USC Iovine and Young Academy Students Launch Augmented Reality Startup

Trojan classmates-turned-entrepreneurs premiere a smartphone-powered headset.

February 28, 2018 Joanna Clay

Tucked in a building in downtown L.A.’s Broadway Theater District, Mira has all the trappings of a startup—cramped quarters, 16-hour days, late-night conference calls with Chinese manufacturers and a mosaic of Post-It notes covering the white walls.

But this startup has a Trojan feel: It grew out of a college project created by three USC seniors. It’s also the first to come out of the USC Jimmy Iovine and Andre Young Academy for Arts, Technology and the Business of Innovation since the undergraduate program started in 2014.

Mira co-founders Matt Stern, Ben Taft and Montana Reed launched their first product in summer 2017: an augmented reality headset dubbed Prism that retails for $99. An iPhone snaps on the front, and once the app is engaged, content will stream onto the lens, bringing hologram-like images into the user’s surroundings. Winning a $10,000 Iovine and Young prize allowed the students to build their first prototypes.

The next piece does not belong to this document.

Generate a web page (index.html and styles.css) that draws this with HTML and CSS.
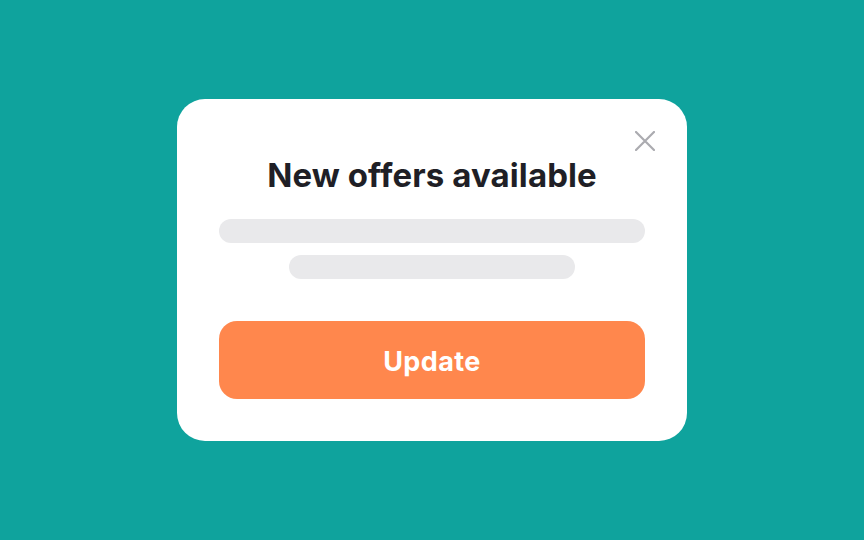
FILE: index.html
```html
<!DOCTYPE html>
<html lang="en">
<head>
<meta charset="utf-8">
<title>New offers available</title>
<link rel="stylesheet" href="styles.css">
</head>
<body>
<main class="stage">
  <section class="card">
    <button class="close" aria-label="Close">
      <svg width="20" height="20" viewBox="0 0 20 20" fill="none" stroke="#ababb0" stroke-width="2.2" stroke-linecap="round"><path d="M1 1L19 19M19 1L1 19"/></svg>
    </button>
    <h1 class="title">New offers available</h1>
    <div class="line line-long"></div>
    <div class="line line-short"></div>
    <button class="update">Update</button>
  </section>
</main>
</body>
</html>
```
FILE: styles.css
```css
* { box-sizing: border-box; }
html, body { margin: 0; padding: 0; }
body {
  width: 864px;
  height: 540px;
  background: #0fa39d;
  font-family: Inter, "Noto Sans", sans-serif;
  overflow: hidden;
}
.stage {
  width: 100%;
  height: 100%;
  display: flex;
  align-items: center;
  justify-content: center;
}
.card {
  position: relative;
  width: 510px;
  height: 342px;
  background: #ffffff;
  border-radius: 28px;
  padding: 56px 42px 42px;
  display: flex;
  flex-direction: column;
  align-items: center;
}
.close {
  position: absolute;
  top: 32px;
  right: 32px;
  width: 20px;
  height: 20px;
  padding: 0;
  border: 0;
  background: none;
  display: block;
}
.close svg { display: block; }
.title {
  margin: 0;
  font-size: 33px;
  line-height: 40px;
  font-weight: 700;
  color: #1f1f26;
  letter-spacing: 0.1px;
}
.line {
  height: 24px;
  border-radius: 12px;
  background: #e9e9eb;
}
.line-long { width: 426px; margin-top: 24px; }
.line-short { width: 286px; margin-top: 12px; }
.update {
  margin-top: 42px;
  width: 426px;
  height: 78px;
  border: 0;
  border-radius: 18px;
  background: #ff874d;
  color: #ffffff;
  font-family: Inter, "Noto Sans", sans-serif;
  font-size: 27px;
  font-weight: 700;
  letter-spacing: 0.4px;
  padding: 2px 0 0;
}
```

The idea for Prism came about when they looked into the popularity of virtual reality and wanted an experience that didn’t disconnect users completely from their current reality. They found there weren’t a ton of augmented reality options—especially affordable ones.

“In VR, there’s a whole spectrum of devices, but in AR, headsets were self-contained computers that cost many thousands of dollars. Then, on the other side of the spectrum, you had these Pokemon Go-style games on your phone,” Taft says. “No one had figured out a middle-market solution.”

Mira has since raised $1.5 million in funding including investment from venture capital firm Sequoia Capital, musician Will.i.am. and Salesforce chief executive and USC Trustee Marc Benioff ’86. It also has a dozen employees, half of whom are Trojans.

“We’ve literally been working in a closet on this for so long, and we’re just like, ‘Here it is,’” Reed says. “It’s good to be able to be out in the community.”